Comet II (Young Comet)
A portrait, a very large black and white photograph, hung in the house at Bousfield and was shown to a Fell Pony Society Council meeting by Bill Potter in 2013: "a rough looking, common headed cob; you would never think, to look at him, the speed he must have had." (P Metcalfe) There are pencil marks outlining the groom's clothing and the horse's legs where they had faded (the horse is not, as wrongly asserted in the American magazine 'Equus' in 2016, wearing any kind of boots! Given that photography was only in its infancy in the 1860s, the portrait photograph (sometimes said to be of Comet Talbot) is more likely to be a picture of his son Comet II or "young Comet". Certainly that is the caption on the copy of this photo in "Dales Ponies". He was said to have been out of a Galloway mare - in other words, he was a Welsh Cob/Hackney x Fell or Dales.
Comet II was bred by William Hully and could trot a mile in three minutes. William Hully bred used him to breed Hackney or trotting galloway types, and one of them, Daddy's Lad, was at stud at Great Musgrave near Kirkby Stephen for the season 1908, and later exported to Argentina. Mr Hully also bred Fells that won local show classes in Westmorland in 1903. The family has bred Dales ponies up to the present day.
Several Linnel Fell ponies traced back to Daddy's Lad, eg Linnel Boy and Linnel Lingcropper. R B Charlton (1952) remarked that Comet's descendants inherited his energy, soundness and stamina.
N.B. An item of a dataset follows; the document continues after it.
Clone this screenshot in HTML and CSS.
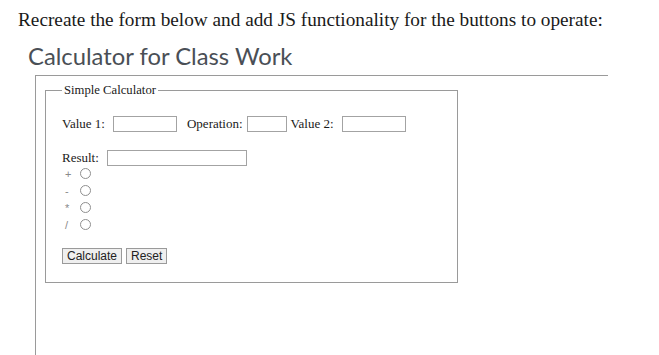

However, there could be a down side to this bloodline, as some of "the Comet horses" were also known to be "a bit crackers". One ran away in harness into Orton with Bell's grandson at the reins; just outside the shop, it ran into the back of a wagon and killed itself.
Ironically, although the popularity of Comet II means that his line is found today in every registered Fell pony, it was the crossing of the native hill ponies with such Hackney types and with big draught breeds like the Clydesdale, to produce "trap horses" and "farm cobs", that led directly to the the Northern Fell Committee, and the Fell Pony Society, aiming "to foster and keep pure the old breed of pony."